Europe and exclusion

Article published on April 25, 2005
community published
Article published on April 25, 2005

This article has not been vetted by an editor at Paris HQ

Through the debate on identity and the questions of expansion and immigration, Europe is trying to establish its boundaries. Borders give a sense of safety and security, but can also be a source of repression for those on either side of them

Today’s Europe has come to be a collective system of states dissected by borders. The European invention of territorial states with defined borders has, along with capitalism, come to represent the standard model of political organisation. To define political identity as belonging to a particular people or a nation state has become such an accepted norm to us that the existence of geo-political borders and identity derived from national citizenship seem perfectly natural.

The rigidity of borders surrounding nation states has been notably decreased through the transnational flow of people, information, goods and capital. But running counter to this trend has been Europe’s creating and strengthening of borders. Thus, whilst the internal borders of the EU have decreased in importance, its external borders are being consolidated, step by step.

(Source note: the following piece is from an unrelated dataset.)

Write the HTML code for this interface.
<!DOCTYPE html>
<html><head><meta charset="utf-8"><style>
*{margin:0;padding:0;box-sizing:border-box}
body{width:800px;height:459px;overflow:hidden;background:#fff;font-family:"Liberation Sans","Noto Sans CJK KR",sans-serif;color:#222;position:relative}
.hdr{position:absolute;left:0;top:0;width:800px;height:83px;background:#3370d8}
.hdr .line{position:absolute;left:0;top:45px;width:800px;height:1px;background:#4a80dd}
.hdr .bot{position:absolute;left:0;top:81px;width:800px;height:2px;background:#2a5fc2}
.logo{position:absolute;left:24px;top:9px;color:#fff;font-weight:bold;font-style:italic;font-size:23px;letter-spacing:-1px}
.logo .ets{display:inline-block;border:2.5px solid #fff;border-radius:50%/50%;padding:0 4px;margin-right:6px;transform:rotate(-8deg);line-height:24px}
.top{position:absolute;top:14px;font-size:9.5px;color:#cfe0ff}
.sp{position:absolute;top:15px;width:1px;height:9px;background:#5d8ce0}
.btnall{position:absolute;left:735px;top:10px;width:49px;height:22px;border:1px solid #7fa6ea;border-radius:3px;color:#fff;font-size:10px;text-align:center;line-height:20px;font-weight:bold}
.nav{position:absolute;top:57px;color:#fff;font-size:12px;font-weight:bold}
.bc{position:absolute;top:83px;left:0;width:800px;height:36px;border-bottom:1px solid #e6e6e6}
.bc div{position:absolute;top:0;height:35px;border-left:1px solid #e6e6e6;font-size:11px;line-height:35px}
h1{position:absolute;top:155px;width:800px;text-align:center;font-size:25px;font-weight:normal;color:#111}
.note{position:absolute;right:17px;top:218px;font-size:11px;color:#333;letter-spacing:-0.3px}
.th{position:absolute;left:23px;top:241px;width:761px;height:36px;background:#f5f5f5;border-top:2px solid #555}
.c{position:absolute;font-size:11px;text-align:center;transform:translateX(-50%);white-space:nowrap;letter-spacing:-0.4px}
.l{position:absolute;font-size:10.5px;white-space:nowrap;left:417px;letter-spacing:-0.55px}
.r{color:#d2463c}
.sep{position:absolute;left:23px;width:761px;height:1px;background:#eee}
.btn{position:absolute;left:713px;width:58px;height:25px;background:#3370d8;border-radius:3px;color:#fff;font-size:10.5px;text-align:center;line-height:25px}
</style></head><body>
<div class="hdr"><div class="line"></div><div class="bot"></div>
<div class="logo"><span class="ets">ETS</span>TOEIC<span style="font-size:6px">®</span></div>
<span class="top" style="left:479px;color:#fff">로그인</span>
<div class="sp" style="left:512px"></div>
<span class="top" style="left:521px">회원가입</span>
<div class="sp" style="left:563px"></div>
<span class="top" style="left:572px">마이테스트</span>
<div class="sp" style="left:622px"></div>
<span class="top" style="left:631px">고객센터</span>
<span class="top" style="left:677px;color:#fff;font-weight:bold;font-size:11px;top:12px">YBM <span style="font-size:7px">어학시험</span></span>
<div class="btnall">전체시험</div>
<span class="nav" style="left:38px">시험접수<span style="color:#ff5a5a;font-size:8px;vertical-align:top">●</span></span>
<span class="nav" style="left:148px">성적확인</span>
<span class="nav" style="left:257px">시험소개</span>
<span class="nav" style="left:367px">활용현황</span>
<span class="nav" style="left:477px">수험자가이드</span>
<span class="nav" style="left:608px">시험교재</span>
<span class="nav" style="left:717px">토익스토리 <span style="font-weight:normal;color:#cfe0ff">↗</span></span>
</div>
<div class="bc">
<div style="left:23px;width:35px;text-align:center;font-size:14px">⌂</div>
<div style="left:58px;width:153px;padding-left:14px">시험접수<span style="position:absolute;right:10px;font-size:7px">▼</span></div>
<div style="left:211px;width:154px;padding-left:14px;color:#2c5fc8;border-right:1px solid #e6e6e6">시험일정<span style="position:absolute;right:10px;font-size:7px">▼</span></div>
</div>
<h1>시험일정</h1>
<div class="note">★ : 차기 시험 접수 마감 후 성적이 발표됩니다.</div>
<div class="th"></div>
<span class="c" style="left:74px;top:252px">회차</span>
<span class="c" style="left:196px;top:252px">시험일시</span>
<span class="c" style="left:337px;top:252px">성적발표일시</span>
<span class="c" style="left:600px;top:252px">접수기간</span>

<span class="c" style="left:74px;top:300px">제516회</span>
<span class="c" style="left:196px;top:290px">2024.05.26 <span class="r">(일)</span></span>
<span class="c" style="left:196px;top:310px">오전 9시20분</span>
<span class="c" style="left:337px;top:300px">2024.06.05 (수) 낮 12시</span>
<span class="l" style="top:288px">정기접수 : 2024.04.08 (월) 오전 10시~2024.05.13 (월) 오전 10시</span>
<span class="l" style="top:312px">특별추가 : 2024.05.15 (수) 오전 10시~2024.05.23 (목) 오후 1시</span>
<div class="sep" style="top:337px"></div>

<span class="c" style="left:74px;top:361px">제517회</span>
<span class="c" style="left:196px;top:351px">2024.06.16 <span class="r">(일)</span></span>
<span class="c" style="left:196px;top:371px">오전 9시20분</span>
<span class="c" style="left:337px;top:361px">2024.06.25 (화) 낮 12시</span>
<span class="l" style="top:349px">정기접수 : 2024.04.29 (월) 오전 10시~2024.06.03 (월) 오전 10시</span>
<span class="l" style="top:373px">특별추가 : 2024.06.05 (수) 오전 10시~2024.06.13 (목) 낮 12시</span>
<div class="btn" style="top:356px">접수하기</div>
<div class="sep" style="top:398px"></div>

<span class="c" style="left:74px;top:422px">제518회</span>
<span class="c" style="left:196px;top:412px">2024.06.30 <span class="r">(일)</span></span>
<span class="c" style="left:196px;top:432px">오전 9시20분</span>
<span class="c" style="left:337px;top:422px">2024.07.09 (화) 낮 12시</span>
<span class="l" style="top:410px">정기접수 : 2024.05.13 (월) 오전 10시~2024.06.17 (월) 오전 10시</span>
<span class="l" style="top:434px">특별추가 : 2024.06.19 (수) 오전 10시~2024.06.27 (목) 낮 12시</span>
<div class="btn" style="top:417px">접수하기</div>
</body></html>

An integral part of this process is the debate being held by the ruling elite about European identity. The construct of identity goes hand in hand with the construct which arises from the debate on identity, the construct of “other”. In other words, of a non-European identity. This is not only the antithesis of the European identity but also that which European identity must protect itself from. “Other” can be defined as a variety of things: the threatening Muslim identity (Turkey, terrorists); the threateningly chaotic (the Balkans, Russia); the threateningly unilateral (the USA or President George Bush); the threateningly foreign and unfamiliar (alternative ways of life penetrating to the core of Europe’s). Each of these different identities must either be assimilated and integrated, or kept out altogether. The borders of Europe which have arisen from the debate are the justification for the very real creation of a “Fortress Europe” which will ensure that through its external borders, Europe and its fragile identity can be protected

Exclusion and adjustment

Borders serve the purpose of protecting what lies inside. They are, however, predominantly repressive. Borders serve to legitimate and secure privileges: in their apparently self-understood nature, borders persuade citizens of the Union that they have a legitimate right to the Union’s territory and the values it holds. That “others” should have the same right as “we Europeans” to move freely on European territory or settle there, that “others” should be granted the same democratic rights of co-decision as “we Europeans” are considerations which get lost in a reality in which borders are considered quasi-natural norms.

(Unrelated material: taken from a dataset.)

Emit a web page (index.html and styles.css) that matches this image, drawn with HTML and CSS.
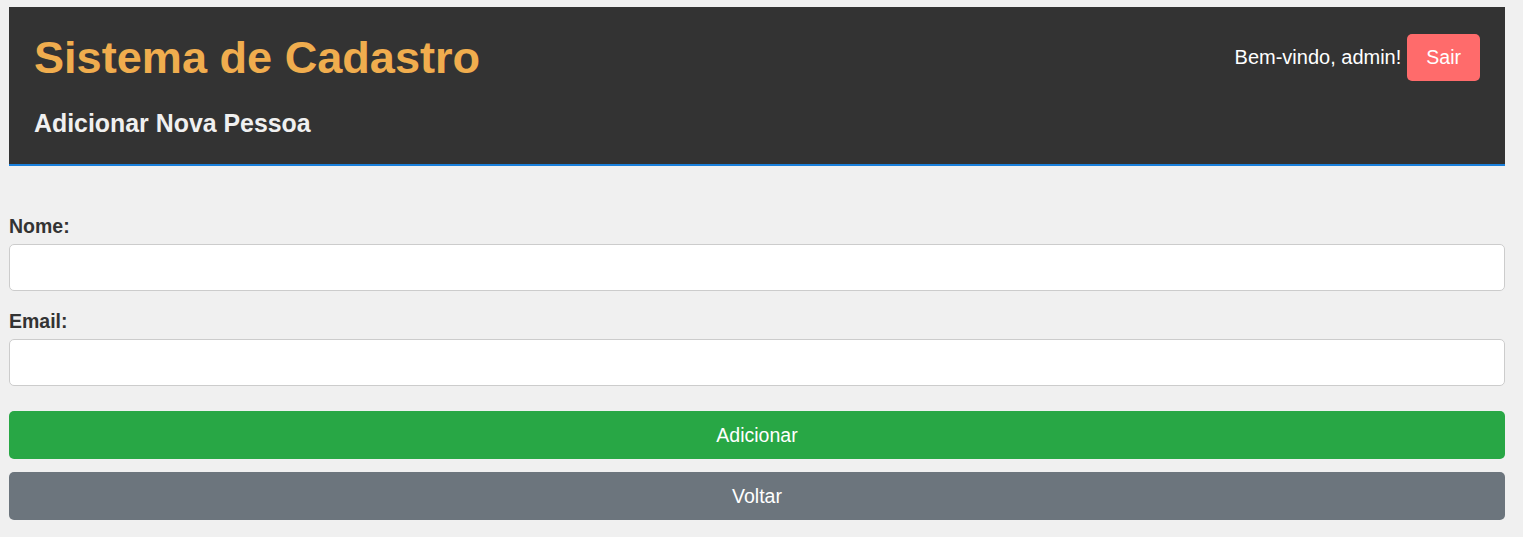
FILE: index.html
```html
<!DOCTYPE html>
<html lang="pt-BR">
<head>
<meta charset="utf-8">
<title>Sistema de Cadastro</title>
<link rel="stylesheet" href="styles.css">
</head>
<body>
<header class="header">
  <div class="header-top">
    <h1 class="title">Sistema de Cadastro</h1>
    <div class="user">
      <span class="welcome">Bem-vindo, admin!</span>
      <button class="btn-logout">Sair</button>
    </div>
  </div>
  <h2 class="subtitle">Adicionar Nova Pessoa</h2>
</header>
<main class="content">
  <form class="form">
    <label class="label" for="nome">Nome:</label>
    <input class="input" id="nome" type="text">
    <label class="label label-next" for="email">Email:</label>
    <input class="input" id="email" type="email">
    <button type="button" class="btn btn-add">Adicionar</button>
    <button type="button" class="btn btn-back">Voltar</button>
  </form>
</main>
</body>
</html>
```
FILE: styles.css
```css
html, body {
  background: #f0f0f0;
}
body {
  margin: 7px 18px 0 9px;
  font-family: "Liberation Sans", Arial, sans-serif;
  color: #333;
}
.header {
  background: #333333;
  padding: 25px 25px 27px 25px;
  border-bottom: 2px solid #1a80dc;
}
.header-top {
  display: flex;
  align-items: center;
  justify-content: space-between;
}
.title {
  margin: 0;
  font-size: 45.1px;
  font-weight: bold;
  line-height: 1.15;
  color: #f0ad4e;
}
.user {
  display: flex;
  align-items: center;
  gap: 6px;
}
.welcome {
  font-size: 20px;
  color: #ffffff;
}
.btn-logout {
  font-family: inherit;
  font-size: 19.5px;
  line-height: 23px;
  color: #fff;
  background: #ff6b6b;
  border: none;
  border-radius: 5px;
  height: 47px;
  padding: 0 19px;
}
.subtitle {
  margin: 25px 0 0 0;
  font-size: 24.9px;
  font-weight: bold;
  line-height: 1.15;
  color: #f0f0f0;
}
.content {
  padding-top: 49px;
}
.form {
  display: flex;
  flex-direction: column;
}
.label {
  font-size: 19.5px;
  font-weight: bold;
  color: #333;
  margin-bottom: 7px;
  line-height: 22px;
}
.label-next {
  margin-top: 19px;
}
.input {
  box-sizing: border-box;
  height: 47px;
  width: 100%;
  margin: 0;
  border: 1px solid #cccccc;
  border-radius: 5px;
  background: #fff;
  font-family: inherit;
  font-size: 19px;
  padding: 0 10px;
}
.btn {
  box-sizing: border-box;
  width: 100%;
  height: 48px;
  border: none;
  border-radius: 5px;
  color: #fff;
  font-family: inherit;
  font-size: 19.5px;
  margin: 0;
}
.btn-add {
  margin-top: 25px;
  background: #28a745;
}
.btn-back {
  margin-top: 13px;
  background: #6c757d;
}
```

So that the homogenous identity which has been constructed for those within the borders can be kept “pure”, differences must be negated. The non-European within Europe must be assimilated, Europeanised and normalised. The only acceptable “strangers” amongst us are those that fit into the dominant European culture. Borders can only maintain their function if the fiction that they cleanly separate the homogenous internal identity from the “other” external identity is maintained.

Post-modern Europe

European integration offers the perfect opportunity to overcome the modernistic, territorial-focused perception which now dominates and is strongly characterised by its blinkered thinking. European politics is a heady mixture of differing and overlapping loyalties, all at different levels. Europe’s borders remain preliminary, movable markings, especially with the continued existence of the movement advocating further enlargement of the EU. And European identity finds itself in a similar state of flux as its borders. Modernistic thinking is pushing for a decision on the matter: “Where are Europe’s borders? What constitutes the European identity? Who is a part of it and who is not?” The temptation to answer these questions once and for all, so as to finally provide clarity and order, must be resisted. It is the openness, the indecision and changeability, the overlapping, the multiple, the nebulous, the fluid, which make Europe an exciting post-modern project. There is significant potential in a post-modern Europe to grasp new ways of thinking and living and to develop democratic forms which could help avoid the totalitarian and repressive aspects prevalent in the modern system of the nation state.